Copy out all the lines exactly. Omit pictures.
______________________________
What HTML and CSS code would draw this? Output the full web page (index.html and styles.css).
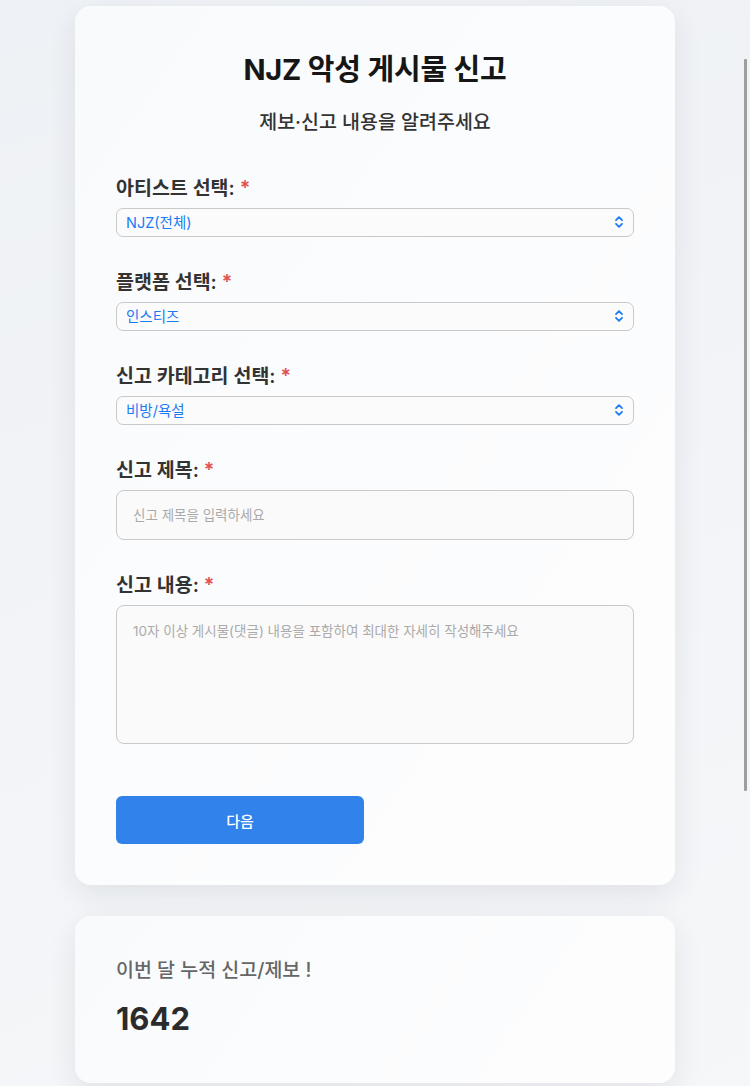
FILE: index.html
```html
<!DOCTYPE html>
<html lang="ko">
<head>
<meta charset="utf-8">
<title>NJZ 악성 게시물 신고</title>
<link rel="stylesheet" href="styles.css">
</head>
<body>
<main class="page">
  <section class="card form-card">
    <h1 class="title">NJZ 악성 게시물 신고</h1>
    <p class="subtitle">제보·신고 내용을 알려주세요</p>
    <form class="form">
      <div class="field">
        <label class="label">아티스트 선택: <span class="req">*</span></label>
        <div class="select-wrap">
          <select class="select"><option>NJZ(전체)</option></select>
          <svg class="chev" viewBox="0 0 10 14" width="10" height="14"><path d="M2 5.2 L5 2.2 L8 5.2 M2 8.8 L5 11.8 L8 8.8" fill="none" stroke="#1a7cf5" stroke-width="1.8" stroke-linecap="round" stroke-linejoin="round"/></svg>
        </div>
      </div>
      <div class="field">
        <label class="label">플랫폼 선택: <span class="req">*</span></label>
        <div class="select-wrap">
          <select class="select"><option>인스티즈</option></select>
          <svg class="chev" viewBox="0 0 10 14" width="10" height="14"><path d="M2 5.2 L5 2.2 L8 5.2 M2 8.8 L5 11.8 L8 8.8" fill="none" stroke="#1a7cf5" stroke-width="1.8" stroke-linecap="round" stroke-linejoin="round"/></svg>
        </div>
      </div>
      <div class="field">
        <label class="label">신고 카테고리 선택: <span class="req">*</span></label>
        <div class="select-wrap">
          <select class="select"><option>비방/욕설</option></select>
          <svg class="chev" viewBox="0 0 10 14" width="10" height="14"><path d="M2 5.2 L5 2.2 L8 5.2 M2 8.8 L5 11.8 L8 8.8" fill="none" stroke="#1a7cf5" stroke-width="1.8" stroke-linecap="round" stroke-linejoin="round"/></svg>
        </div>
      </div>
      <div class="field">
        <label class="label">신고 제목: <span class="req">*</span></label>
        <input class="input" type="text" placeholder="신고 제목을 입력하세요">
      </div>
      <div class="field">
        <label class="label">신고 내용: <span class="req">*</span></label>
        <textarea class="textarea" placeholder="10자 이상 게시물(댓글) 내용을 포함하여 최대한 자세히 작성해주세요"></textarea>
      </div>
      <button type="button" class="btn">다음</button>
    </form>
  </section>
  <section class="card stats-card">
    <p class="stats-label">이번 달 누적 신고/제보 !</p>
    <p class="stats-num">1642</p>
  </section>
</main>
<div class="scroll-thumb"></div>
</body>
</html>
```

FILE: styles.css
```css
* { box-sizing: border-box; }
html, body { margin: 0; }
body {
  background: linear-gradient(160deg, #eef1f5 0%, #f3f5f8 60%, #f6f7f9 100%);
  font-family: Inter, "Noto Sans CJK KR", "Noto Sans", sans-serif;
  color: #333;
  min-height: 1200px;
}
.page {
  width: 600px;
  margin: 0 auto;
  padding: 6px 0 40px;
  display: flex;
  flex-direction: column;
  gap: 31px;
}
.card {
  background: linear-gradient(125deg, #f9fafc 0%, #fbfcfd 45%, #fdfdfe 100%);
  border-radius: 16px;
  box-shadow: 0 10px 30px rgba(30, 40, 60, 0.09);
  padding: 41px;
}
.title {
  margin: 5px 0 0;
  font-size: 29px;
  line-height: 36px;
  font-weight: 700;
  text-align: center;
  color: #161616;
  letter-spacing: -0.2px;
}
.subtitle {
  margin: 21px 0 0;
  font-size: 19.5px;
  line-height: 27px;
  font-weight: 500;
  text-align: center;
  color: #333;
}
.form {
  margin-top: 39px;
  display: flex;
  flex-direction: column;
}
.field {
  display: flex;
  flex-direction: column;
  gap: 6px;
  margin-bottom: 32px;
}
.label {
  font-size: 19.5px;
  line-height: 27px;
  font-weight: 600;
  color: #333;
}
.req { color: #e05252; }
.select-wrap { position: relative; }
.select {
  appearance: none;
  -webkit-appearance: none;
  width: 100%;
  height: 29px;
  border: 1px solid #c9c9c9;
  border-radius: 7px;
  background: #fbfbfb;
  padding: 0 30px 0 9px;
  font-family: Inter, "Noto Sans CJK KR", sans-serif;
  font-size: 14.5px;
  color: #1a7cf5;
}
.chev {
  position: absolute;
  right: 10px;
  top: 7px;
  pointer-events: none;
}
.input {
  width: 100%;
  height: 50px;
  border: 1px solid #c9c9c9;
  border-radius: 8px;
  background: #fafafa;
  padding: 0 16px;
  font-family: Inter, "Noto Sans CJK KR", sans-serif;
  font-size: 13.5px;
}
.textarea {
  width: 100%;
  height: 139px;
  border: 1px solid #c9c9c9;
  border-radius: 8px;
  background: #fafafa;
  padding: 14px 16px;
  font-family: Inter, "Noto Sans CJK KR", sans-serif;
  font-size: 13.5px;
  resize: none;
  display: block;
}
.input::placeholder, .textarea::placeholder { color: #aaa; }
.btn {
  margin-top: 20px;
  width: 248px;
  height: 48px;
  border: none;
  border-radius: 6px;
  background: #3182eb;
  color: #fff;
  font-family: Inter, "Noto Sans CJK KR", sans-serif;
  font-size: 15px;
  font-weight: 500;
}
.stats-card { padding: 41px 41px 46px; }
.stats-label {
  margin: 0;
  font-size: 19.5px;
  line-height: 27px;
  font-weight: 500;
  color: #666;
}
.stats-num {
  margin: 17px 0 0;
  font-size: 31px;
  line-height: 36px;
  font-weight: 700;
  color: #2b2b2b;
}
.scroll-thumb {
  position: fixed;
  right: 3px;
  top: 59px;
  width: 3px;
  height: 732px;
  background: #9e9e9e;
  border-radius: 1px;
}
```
______________________________
» THE RESPONSE:
What HTML and CSS code would draw this? Output the full web page (index.html and styles.css).
FILE: index.html
```html
<!DOCTYPE html>
<html lang="ko">
<head>
<meta charset="utf-8">
<title>NJZ 악성 게시물 신고</title>
<link rel="stylesheet" href="styles.css">
</head>
<body>
<main class="page">
  <section class="card form-card">
    <h1 class="title">NJZ 악성 게시물 신고</h1>
    <p class="subtitle">제보·신고 내용을 알려주세요</p>
    <form class="form">
      <div class="field">
        <label class="label">아티스트 선택: <span class="req">*</span></label>
        <div class="select-wrap">
          <select class="select"><option>NJZ(전체)</option></select>
          <svg class="chev" viewBox="0 0 10 14" width="10" height="14"><path d="M2 5.2 L5 2.2 L8 5.2 M2 8.8 L5 11.8 L8 8.8" fill="none" stroke="#1a7cf5" stroke-width="1.8" stroke-linecap="round" stroke-linejoin="round"/></svg>
        </div>
      </div>
      <div class="field">
        <label class="label">플랫폼 선택: <span class="req">*</span></label>
        <div class="select-wrap">
          <select class="select"><option>인스티즈</option></select>
          <svg class="chev" viewBox="0 0 10 14" width="10" height="14"><path d="M2 5.2 L5 2.2 L8 5.2 M2 8.8 L5 11.8 L8 8.8" fill="none" stroke="#1a7cf5" stroke-width="1.8" stroke-linecap="round" stroke-linejoin="round"/></svg>
        </div>
      </div>
      <div class="field">
        <label class="label">신고 카테고리 선택: <span class="req">*</span></label>
        <div class="select-wrap">
          <select class="select"><option>비방/욕설</option></select>
          <svg class="chev" viewBox="0 0 10 14" width="10" height="14"><path d="M2 5.2 L5 2.2 L8 5.2 M2 8.8 L5 11.8 L8 8.8" fill="none" stroke="#1a7cf5" stroke-width="1.8" stroke-linecap="round" stroke-linejoin="round"/></svg>
        </div>
      </div>
      <div class="field">
        <label class="label">신고 제목: <span class="req">*</span></label>
        <input class="input" type="text" placeholder="신고 제목을 입력하세요">
      </div>
      <div class="field">
        <label class="label">신고 내용: <span class="req">*</span></label>
        <textarea class="textarea" placeholder="10자 이상 게시물(댓글) 내용을 포함하여 최대한 자세히 작성해주세요"></textarea>
      </div>
      <button type="button" class="btn">다음</button>
    </form>
  </section>
  <section class="card stats-card">
    <p class="stats-label">이번 달 누적 신고/제보 !</p>
    <p class="stats-num">1642</p>
  </section>
</main>
<div class="scroll-thumb"></div>
</body>
</html>
```

FILE: styles.css
```css
* { box-sizing: border-box; }
html, body { margin: 0; }
body {
  background: linear-gradient(160deg, #eef1f5 0%, #f3f5f8 60%, #f6f7f9 100%);
  font-family: Inter, "Noto Sans CJK KR", "Noto Sans", sans-serif;
  color: #333;
  min-height: 1200px;
}
.page {
  width: 600px;
  margin: 0 auto;
  padding: 6px 0 40px;
  display: flex;
  flex-direction: column;
  gap: 31px;
}
.card {
  background: linear-gradient(125deg, #f9fafc 0%, #fbfcfd 45%, #fdfdfe 100%);
  border-radius: 16px;
  box-shadow: 0 10px 30px rgba(30, 40, 60, 0.09);
  padding: 41px;
}
.title {
  margin: 5px 0 0;
  font-size: 29px;
  line-height: 36px;
  font-weight: 700;
  text-align: center;
  color: #161616;
  letter-spacing: -0.2px;
}
.subtitle {
  margin: 21px 0 0;
  font-size: 19.5px;
  line-height: 27px;
  font-weight: 500;
  text-align: center;
  color: #333;
}
.form {
  margin-top: 39px;
  display: flex;
  flex-direction: column;
}
.field {
  display: flex;
  flex-direction: column;
  gap: 6px;
  margin-bottom: 32px;
}
.label {
  font-size: 19.5px;
  line-height: 27px;
  font-weight: 600;
  color: #333;
}
.req { color: #e05252; }
.select-wrap { position: relative; }
.select {
  appearance: none;
  -webkit-appearance: none;
  width: 100%;
  height: 29px;
  border: 1px solid #c9c9c9;
  border-radius: 7px;
  background: #fbfbfb;
  padding: 0 30px 0 9px;
  font-family: Inter, "Noto Sans CJK KR", sans-serif;
  font-size: 14.5px;
  color: #1a7cf5;
}
.chev {
  position: absolute;
  right: 10px;
  top: 7px;
  pointer-events: none;
}
.input {
  width: 100%;
  height: 50px;
  border: 1px solid #c9c9c9;
  border-radius: 8px;
  background: #fafafa;
  padding: 0 16px;
  font-family: Inter, "Noto Sans CJK KR", sans-serif;
  font-size: 13.5px;
}
.textarea {
  width: 100%;
  height: 139px;
  border: 1px solid #c9c9c9;
  border-radius: 8px;
  background: #fafafa;
  padding: 14px 16px;
  font-family: Inter, "Noto Sans CJK KR", sans-serif;
  font-size: 13.5px;
  resize: none;
  display: block;
}
.input::placeholder, .textarea::placeholder { color: #aaa; }
.btn {
  margin-top: 20px;
  width: 248px;
  height: 48px;
  border: none;
  border-radius: 6px;
  background: #3182eb;
  color: #fff;
  font-family: Inter, "Noto Sans CJK KR", sans-serif;
  font-size: 15px;
  font-weight: 500;
}
.stats-card { padding: 41px 41px 46px; }
.stats-label {
  margin: 0;
  font-size: 19.5px;
  line-height: 27px;
  font-weight: 500;
  color: #666;
}
.stats-num {
  margin: 17px 0 0;
  font-size: 31px;
  line-height: 36px;
  font-weight: 700;
  color: #2b2b2b;
}
.scroll-thumb {
  position: fixed;
  right: 3px;
  top: 59px;
  width: 3px;
  height: 732px;
  background: #9e9e9e;
  border-radius: 1px;
}
```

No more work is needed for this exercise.